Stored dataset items
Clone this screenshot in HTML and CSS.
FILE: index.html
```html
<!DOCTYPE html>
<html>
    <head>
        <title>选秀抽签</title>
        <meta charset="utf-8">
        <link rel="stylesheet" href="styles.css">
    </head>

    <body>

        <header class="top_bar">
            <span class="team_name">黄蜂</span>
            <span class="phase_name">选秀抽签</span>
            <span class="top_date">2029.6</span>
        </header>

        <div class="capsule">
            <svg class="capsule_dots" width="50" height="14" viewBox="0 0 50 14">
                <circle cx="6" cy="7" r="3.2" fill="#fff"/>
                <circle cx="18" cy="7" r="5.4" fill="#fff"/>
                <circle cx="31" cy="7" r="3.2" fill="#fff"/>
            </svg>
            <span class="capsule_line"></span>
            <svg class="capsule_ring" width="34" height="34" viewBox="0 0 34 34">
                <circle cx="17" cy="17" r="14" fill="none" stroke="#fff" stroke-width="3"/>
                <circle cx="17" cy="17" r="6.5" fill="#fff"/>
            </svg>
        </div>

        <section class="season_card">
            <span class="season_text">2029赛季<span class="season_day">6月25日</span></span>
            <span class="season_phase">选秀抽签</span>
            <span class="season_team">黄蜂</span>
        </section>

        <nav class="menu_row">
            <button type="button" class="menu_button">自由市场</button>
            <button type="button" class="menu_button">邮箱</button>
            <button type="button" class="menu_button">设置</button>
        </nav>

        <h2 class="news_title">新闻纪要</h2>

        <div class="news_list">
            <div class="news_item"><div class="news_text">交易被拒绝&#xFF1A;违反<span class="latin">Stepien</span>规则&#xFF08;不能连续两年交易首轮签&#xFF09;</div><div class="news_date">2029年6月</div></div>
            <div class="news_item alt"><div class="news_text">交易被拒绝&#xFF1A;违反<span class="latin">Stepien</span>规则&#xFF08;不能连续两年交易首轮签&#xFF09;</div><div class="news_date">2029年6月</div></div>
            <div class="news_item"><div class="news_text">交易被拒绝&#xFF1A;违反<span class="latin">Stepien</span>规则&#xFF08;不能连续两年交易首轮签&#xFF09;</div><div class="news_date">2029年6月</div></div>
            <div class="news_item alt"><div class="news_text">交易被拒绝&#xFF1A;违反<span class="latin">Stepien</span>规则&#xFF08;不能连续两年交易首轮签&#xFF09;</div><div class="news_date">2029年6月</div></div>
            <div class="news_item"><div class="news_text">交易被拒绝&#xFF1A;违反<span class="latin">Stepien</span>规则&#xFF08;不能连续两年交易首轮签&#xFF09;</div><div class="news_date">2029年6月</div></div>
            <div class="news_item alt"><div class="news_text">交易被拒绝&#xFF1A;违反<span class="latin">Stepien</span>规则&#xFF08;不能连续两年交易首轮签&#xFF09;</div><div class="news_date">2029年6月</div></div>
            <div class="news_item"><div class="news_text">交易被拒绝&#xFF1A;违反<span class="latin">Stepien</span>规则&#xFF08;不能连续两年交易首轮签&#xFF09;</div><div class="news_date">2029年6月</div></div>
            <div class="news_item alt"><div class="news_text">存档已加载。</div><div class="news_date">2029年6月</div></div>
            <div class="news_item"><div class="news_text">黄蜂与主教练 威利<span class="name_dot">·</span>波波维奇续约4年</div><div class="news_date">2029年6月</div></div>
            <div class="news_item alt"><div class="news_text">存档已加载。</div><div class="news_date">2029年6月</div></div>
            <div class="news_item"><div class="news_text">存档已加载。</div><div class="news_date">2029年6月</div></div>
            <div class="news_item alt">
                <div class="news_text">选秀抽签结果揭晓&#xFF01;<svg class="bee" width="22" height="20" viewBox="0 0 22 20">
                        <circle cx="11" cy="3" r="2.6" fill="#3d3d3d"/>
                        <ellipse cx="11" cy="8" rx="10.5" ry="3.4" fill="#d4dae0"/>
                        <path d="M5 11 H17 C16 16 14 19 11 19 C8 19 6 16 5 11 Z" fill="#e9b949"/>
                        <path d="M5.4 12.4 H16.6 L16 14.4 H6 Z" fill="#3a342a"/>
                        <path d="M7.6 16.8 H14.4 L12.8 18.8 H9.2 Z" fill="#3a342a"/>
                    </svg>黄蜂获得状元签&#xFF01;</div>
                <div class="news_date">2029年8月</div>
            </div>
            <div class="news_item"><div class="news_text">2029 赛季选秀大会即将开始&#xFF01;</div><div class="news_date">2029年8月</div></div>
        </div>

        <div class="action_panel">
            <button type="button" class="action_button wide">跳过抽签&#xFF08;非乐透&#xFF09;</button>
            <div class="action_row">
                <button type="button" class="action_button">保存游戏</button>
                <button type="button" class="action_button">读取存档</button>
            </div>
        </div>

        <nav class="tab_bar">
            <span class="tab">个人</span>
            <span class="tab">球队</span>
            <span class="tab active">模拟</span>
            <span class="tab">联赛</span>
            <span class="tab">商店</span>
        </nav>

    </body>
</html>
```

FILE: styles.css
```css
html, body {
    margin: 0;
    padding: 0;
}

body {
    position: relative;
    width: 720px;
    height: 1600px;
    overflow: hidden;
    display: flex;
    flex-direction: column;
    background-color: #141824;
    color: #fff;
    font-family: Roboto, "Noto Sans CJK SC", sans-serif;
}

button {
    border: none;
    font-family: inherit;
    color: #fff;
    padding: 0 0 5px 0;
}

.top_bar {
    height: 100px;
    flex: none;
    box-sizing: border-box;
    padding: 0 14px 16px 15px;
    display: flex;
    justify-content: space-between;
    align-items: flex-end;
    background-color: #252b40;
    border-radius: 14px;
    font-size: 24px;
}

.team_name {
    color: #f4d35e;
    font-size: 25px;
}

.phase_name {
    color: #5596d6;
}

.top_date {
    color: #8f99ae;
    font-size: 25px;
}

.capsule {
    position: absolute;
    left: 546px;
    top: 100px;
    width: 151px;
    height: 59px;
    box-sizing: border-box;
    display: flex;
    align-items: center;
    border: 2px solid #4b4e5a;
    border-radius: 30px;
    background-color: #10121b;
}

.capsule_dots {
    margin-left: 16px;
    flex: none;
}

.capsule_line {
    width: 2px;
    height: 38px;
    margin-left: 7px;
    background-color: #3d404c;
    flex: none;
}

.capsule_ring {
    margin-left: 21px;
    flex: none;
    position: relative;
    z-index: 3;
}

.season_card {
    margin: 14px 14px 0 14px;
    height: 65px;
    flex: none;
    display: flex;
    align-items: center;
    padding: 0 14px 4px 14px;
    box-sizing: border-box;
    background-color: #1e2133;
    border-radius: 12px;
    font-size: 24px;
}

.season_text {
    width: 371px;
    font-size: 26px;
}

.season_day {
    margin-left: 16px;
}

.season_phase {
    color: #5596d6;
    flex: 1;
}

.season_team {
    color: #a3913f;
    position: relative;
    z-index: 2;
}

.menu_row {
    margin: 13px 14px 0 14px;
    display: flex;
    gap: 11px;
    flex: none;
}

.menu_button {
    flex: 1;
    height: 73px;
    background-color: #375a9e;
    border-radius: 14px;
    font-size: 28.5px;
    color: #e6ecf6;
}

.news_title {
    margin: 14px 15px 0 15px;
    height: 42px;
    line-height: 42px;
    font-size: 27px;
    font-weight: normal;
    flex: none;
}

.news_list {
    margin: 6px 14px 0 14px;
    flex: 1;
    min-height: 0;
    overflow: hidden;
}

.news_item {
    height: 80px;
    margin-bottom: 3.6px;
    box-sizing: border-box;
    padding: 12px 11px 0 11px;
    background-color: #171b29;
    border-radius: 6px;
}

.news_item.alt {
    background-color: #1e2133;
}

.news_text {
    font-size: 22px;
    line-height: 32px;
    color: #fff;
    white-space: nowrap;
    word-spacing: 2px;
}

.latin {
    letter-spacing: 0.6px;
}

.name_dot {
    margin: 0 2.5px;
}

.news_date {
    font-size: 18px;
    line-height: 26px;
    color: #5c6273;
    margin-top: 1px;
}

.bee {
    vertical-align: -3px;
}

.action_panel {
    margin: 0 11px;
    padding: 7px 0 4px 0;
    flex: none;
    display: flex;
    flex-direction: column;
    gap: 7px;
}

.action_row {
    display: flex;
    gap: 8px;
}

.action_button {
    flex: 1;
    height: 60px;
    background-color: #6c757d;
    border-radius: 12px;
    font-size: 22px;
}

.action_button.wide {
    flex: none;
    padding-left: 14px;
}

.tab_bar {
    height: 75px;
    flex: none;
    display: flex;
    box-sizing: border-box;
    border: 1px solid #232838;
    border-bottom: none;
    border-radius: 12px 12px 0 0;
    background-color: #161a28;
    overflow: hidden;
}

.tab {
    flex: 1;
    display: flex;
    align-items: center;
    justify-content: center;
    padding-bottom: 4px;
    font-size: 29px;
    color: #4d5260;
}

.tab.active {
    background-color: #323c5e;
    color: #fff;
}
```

* * *

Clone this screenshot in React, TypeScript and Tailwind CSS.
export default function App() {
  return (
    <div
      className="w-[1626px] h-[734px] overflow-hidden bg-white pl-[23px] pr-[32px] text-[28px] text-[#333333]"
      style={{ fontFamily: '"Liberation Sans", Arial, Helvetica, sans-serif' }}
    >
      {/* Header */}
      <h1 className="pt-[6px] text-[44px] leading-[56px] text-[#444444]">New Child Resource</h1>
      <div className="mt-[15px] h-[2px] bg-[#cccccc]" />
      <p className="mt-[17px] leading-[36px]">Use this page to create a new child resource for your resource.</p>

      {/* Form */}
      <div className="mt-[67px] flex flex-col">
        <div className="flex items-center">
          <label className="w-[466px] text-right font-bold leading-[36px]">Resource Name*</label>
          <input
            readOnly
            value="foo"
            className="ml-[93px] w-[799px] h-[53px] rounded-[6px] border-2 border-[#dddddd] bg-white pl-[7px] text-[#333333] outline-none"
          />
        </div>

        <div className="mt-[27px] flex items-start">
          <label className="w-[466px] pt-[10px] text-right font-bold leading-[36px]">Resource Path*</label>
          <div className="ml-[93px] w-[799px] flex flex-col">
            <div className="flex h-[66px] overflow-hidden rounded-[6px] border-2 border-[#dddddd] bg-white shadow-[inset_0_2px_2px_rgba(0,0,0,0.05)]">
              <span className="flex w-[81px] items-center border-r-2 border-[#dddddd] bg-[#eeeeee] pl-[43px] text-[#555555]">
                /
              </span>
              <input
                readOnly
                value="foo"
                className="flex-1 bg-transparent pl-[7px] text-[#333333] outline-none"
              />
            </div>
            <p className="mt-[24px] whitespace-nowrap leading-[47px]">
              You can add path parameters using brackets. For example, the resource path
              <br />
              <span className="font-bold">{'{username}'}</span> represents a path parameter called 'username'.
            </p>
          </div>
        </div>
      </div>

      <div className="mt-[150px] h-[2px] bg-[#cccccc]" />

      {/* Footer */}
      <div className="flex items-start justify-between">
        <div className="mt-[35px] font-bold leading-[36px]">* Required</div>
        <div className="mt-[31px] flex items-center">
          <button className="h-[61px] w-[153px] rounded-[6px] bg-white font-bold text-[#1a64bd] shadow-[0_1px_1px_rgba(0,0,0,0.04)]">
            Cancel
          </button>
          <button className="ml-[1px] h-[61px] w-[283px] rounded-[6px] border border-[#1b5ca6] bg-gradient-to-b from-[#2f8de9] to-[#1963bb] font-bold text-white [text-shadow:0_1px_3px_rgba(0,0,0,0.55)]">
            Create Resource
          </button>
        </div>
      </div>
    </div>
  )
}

Stated task
In the listing above, locate the line containing "Clone this screenshot in React, TypeScript" and the line containing "for your resource.</p>", then transcribe both and every line between them verbatim.

Exercise result
Clone this screenshot in React, TypeScript and Tailwind CSS.
export default function App() {
  return (
    <div
      className="w-[1626px] h-[734px] overflow-hidden bg-white pl-[23px] pr-[32px] text-[28px] text-[#333333]"
      style={{ fontFamily: '"Liberation Sans", Arial, Helvetica, sans-serif' }}
    >
      {/* Header */}
      <h1 className="pt-[6px] text-[44px] leading-[56px] text-[#444444]">New Child Resource</h1>
      <div className="mt-[15px] h-[2px] bg-[#cccccc]" />
      <p className="mt-[17px] leading-[36px]">Use this page to create a new child resource for your resource.</p>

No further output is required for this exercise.